Asril Sitompul, “Impact of Globalization, International Agreement and Technology Convergence on Telecommunications Law Reform (The Case of Indonesia)”
Abstract
In the era of globalization telecommunications market is dominated by economic powerful countries. The concept is global capitalism where international entities operated and entered into developing countries, intervened domestic policies and facilitated the entrance of MNC supported by World Bank, IMF and WTO. The GATS Annex required Indonesia to open telecommunications sector. Indonesian telecommunications sector entered the global business competition by leaving the monopoly and control of the government through ownership. The new multilateral agreement related to telecommunications is the TPP Agreement, if Indonesia decided to join the TPP Agreement, it is necessary to consider all matters related to the benefit and loss of joining the agreement, so it will not only to open Indonesia as a big market of goods and services supplied by dominant member states. Development of technology in telecommunications, computer, and Internet. Convergence of telecommunications and information technology, computer and communications technology in the Internet, and of media (conduit) and content in cable television, resulted business convergence in regional boundaries and ownership aspect. It all should be concerned by the government in the reform the telecommunications law and regulation.
Lidzikri Caesar Dustira, “The Direction of Indonesia’s Banking Policy in Facing ASEAN Economic Community”
Abstract
Indonesia, together with the other member states, has agreed to establish 2020 ASEAN Community on October 2003. One of its fundamental components includes the enactment of ASEAN Economic Community. Specifically for the banking sectors, on April 2011 the member states have adopted ASEAN Banking Integration Framework, which is mainly designed so as to develop regulatory and policy harmonization as well as to accelerate banking business integration throughout the region. Needless to say, this paper primarily aims to address what efforts should be taken by Indonesia vis-à-vis the banking policy and regulatory regime in the interest of preparing them to enter into the era of effective enforcement of the ASEAN Economic Community. Case in point, Indonesia is required (i) to strengthen their national banking performance in facing the regional integration, (ii) to review and adjust their banking regulations to resolve national interest in facing ASEAN Economic Community, and (iii) to harmonize their banking regulations to be in line with the provisions of ASEAN Banking Integration Framework. As for Indonesian state-owned banks in particular, they also must fortify themselves against the coming tough competition from other member states’ banks. It is also significant for the regulators to set out a clear distinction of the foreign banks’ business in Indonesia. The key ideas are that the foreign banks must also contribute to the development of national financial services industry and be prevented in causing systemic financial risks in the event financial catastrophes occurs.

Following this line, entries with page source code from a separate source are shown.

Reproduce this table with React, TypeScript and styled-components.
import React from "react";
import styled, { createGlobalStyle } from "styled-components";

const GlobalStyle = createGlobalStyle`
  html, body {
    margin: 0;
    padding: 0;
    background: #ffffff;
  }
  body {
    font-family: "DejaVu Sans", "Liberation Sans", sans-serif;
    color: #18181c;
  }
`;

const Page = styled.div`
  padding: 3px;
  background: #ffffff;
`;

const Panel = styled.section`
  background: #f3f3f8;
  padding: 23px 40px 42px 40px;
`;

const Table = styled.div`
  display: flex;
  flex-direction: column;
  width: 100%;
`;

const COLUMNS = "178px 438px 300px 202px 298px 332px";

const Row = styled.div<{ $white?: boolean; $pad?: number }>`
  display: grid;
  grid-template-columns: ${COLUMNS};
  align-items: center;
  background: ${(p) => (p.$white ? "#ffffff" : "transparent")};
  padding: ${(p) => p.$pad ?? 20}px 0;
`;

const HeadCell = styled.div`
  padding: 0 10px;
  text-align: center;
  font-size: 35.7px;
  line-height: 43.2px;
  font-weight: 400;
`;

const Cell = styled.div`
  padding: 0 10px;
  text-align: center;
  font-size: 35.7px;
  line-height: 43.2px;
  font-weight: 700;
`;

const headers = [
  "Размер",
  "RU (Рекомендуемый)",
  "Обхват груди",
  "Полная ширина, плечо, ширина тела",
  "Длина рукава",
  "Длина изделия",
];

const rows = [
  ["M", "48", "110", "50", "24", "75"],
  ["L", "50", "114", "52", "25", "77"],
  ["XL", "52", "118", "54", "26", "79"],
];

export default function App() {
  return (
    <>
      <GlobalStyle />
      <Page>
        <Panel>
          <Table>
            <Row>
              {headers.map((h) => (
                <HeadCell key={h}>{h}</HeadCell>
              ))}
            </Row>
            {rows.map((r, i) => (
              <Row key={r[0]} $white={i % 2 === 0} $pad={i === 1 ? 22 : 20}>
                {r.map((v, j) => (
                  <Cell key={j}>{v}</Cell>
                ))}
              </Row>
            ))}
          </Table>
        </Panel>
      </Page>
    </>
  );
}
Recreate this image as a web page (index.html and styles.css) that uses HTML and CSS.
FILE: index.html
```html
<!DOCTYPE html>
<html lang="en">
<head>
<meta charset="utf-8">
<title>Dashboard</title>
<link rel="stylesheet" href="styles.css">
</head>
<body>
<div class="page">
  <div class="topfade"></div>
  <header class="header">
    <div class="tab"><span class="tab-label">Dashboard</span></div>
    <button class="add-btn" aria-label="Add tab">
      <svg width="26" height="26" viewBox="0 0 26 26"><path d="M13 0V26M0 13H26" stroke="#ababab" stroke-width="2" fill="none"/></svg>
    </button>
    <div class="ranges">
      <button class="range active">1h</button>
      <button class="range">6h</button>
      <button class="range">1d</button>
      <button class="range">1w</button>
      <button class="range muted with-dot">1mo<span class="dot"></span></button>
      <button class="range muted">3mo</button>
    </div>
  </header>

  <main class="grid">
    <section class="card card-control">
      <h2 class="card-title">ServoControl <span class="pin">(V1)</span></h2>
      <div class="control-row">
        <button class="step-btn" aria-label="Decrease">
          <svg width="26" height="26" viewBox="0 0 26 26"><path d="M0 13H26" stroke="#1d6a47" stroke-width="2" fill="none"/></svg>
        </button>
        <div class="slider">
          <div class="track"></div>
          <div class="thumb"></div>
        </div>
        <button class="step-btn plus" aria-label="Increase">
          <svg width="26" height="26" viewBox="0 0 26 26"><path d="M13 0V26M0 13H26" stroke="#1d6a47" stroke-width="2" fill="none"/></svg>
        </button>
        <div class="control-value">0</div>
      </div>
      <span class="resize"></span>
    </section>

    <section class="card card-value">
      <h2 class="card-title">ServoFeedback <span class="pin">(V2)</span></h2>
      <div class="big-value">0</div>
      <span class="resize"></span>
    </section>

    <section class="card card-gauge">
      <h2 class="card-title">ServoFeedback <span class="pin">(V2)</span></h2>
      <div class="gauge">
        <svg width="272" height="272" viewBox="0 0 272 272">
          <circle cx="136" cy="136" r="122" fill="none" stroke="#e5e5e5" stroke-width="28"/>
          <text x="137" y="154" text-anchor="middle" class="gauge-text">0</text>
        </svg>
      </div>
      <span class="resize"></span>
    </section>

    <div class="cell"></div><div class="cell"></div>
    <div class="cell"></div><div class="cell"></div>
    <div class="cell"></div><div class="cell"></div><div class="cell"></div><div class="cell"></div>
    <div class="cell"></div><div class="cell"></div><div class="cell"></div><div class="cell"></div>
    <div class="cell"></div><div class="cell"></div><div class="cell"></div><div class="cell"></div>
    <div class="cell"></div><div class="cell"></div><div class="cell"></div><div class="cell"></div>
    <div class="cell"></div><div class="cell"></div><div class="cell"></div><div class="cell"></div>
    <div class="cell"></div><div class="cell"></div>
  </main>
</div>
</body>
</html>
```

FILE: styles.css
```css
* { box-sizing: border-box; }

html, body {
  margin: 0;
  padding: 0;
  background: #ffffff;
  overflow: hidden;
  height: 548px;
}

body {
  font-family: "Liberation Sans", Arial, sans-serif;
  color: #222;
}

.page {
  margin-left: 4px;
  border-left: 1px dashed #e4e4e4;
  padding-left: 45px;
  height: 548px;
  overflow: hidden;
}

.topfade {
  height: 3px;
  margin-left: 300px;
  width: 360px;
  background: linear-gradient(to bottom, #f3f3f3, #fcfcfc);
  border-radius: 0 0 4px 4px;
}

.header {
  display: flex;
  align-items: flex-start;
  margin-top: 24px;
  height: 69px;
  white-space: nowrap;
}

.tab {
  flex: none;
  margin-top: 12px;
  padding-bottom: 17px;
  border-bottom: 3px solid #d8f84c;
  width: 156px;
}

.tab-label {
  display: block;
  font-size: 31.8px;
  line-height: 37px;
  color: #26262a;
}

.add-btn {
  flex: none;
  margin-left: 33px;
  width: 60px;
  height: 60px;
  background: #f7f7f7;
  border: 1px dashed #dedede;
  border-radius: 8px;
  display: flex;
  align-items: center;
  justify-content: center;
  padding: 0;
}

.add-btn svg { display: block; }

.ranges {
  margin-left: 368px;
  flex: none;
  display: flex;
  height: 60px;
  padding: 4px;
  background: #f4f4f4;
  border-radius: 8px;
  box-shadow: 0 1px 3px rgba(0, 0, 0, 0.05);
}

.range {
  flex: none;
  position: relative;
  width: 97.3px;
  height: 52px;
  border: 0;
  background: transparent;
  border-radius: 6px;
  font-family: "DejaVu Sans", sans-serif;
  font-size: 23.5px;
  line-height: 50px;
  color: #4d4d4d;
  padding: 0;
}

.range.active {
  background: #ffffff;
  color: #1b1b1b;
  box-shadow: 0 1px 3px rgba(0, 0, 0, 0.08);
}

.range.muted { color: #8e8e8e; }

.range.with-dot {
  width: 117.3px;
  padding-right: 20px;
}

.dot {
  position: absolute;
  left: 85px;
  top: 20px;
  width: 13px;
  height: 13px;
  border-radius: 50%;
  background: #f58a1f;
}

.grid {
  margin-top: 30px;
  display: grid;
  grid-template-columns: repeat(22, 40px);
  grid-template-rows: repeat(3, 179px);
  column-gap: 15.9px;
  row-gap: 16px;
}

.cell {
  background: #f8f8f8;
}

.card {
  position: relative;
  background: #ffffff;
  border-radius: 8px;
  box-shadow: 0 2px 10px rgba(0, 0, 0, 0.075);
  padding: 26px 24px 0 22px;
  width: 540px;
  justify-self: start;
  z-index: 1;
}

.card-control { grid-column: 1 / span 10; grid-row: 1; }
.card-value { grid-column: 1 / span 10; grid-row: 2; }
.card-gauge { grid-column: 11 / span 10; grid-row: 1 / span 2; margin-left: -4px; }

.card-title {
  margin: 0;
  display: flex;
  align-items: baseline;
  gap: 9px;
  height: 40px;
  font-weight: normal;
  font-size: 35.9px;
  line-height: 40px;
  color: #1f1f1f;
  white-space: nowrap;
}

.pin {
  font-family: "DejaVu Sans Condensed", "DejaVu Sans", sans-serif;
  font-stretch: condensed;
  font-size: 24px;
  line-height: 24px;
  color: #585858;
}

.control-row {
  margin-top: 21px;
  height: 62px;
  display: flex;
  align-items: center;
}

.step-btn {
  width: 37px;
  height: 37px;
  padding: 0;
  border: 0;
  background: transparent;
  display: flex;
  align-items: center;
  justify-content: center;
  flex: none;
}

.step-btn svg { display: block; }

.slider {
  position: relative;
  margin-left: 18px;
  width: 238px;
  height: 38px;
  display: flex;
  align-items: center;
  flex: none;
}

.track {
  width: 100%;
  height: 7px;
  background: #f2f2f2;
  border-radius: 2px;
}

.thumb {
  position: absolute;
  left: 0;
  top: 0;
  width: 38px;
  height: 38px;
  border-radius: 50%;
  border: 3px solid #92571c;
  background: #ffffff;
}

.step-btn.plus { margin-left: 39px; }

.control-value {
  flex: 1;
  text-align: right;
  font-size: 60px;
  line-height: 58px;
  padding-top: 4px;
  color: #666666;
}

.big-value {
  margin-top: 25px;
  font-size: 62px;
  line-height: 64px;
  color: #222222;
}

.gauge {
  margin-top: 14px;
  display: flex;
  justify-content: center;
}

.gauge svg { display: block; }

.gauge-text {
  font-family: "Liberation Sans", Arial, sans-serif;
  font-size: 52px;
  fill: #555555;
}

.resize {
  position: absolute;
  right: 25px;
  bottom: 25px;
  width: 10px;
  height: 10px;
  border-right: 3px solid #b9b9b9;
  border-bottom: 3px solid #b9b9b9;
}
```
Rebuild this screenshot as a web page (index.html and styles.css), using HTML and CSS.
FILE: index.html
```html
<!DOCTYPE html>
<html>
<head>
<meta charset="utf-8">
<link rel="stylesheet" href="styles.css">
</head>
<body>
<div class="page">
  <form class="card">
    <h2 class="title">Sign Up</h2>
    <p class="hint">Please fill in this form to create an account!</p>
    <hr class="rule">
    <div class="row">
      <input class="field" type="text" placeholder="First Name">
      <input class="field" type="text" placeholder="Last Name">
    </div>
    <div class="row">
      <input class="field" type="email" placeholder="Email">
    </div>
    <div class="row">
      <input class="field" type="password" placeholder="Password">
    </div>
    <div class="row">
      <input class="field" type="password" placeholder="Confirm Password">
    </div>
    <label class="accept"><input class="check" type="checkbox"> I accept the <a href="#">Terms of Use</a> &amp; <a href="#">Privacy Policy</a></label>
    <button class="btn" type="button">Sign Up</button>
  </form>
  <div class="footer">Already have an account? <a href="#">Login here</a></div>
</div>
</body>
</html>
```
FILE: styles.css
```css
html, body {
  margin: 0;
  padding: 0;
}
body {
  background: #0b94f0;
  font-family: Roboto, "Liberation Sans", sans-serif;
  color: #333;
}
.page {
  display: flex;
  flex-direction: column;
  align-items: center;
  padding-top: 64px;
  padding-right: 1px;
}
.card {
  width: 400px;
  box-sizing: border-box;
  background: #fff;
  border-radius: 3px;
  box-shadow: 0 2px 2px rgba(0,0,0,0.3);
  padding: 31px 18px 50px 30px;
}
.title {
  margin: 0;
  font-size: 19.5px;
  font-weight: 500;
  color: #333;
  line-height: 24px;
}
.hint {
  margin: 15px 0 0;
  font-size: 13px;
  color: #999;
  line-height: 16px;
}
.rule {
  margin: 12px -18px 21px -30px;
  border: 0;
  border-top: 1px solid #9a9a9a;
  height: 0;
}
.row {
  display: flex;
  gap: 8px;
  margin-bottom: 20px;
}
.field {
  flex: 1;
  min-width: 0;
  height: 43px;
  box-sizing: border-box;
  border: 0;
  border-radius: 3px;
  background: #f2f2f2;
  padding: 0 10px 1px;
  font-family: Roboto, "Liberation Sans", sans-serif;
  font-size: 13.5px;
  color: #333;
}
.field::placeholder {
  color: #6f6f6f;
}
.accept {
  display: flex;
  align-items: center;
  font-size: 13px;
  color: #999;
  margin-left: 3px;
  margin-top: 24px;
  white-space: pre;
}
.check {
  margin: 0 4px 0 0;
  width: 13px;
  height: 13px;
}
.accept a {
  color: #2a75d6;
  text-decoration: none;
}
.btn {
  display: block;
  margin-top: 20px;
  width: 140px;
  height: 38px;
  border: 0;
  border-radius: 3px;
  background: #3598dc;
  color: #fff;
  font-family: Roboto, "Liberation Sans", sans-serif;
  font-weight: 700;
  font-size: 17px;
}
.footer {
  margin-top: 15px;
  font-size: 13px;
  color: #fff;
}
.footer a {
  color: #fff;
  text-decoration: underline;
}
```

Zezen Zaenal Mutaqin, “Negative Sovereignty and Positive Sovereignty (Why the Great Powers Invade Outlaw States)”
Abstract
This paper attempts to answer several questions: why a state invades other states? Why a state claims an authority, in the name of civilization, democracy, freedom, security or humanitarian intervention, to enter into other sovereign states? How then it is legalized? Why the doctrine of state sovereignty sometime cannot protect a particular state from the aggression of other states? In answering this question, I will utilize two terms that used to demarcate sovereignty of states: positive and negative sovereignty. It is about ‘sovereign to’ and sovereign ‘from’. I will also use two terms that differentiate two families of nation: the Great Powers and Outlaw States. In this paper I argue that positive sovereignty which usually possessed by the Great Powers tend to make these states to be ‘authoritarian states’, the states which conduct and behave merely based on their interest and not pursuant to international law. Domestically this state can be very democratic and liberal. I will demonstrate that to some extent this behavior is part of the game. Civilizing mission, preemptive security act and humanitarian mission are the common reasons used by these group of states to intervene other sovereign outlaw states. But, this unilateral authoritarian behavior of the Great Powers can be the source of problems for the international order. War on terrorism and the U.S intervention in Iraq will be briefly discussed and used as an example of how the Great Powers utilized their claim in international relations. This paper will firstly discuss the basic concept of positive and negative sovereignty. I will also discuss the idea of the Great Powers and outlaw states and liberal anti pluralism as a policy that can transforms the Great States to be ‘authoritarian state’. This will be followed by discussing the authoritarian behavior of the Great Powers in its relation with other sovereign states.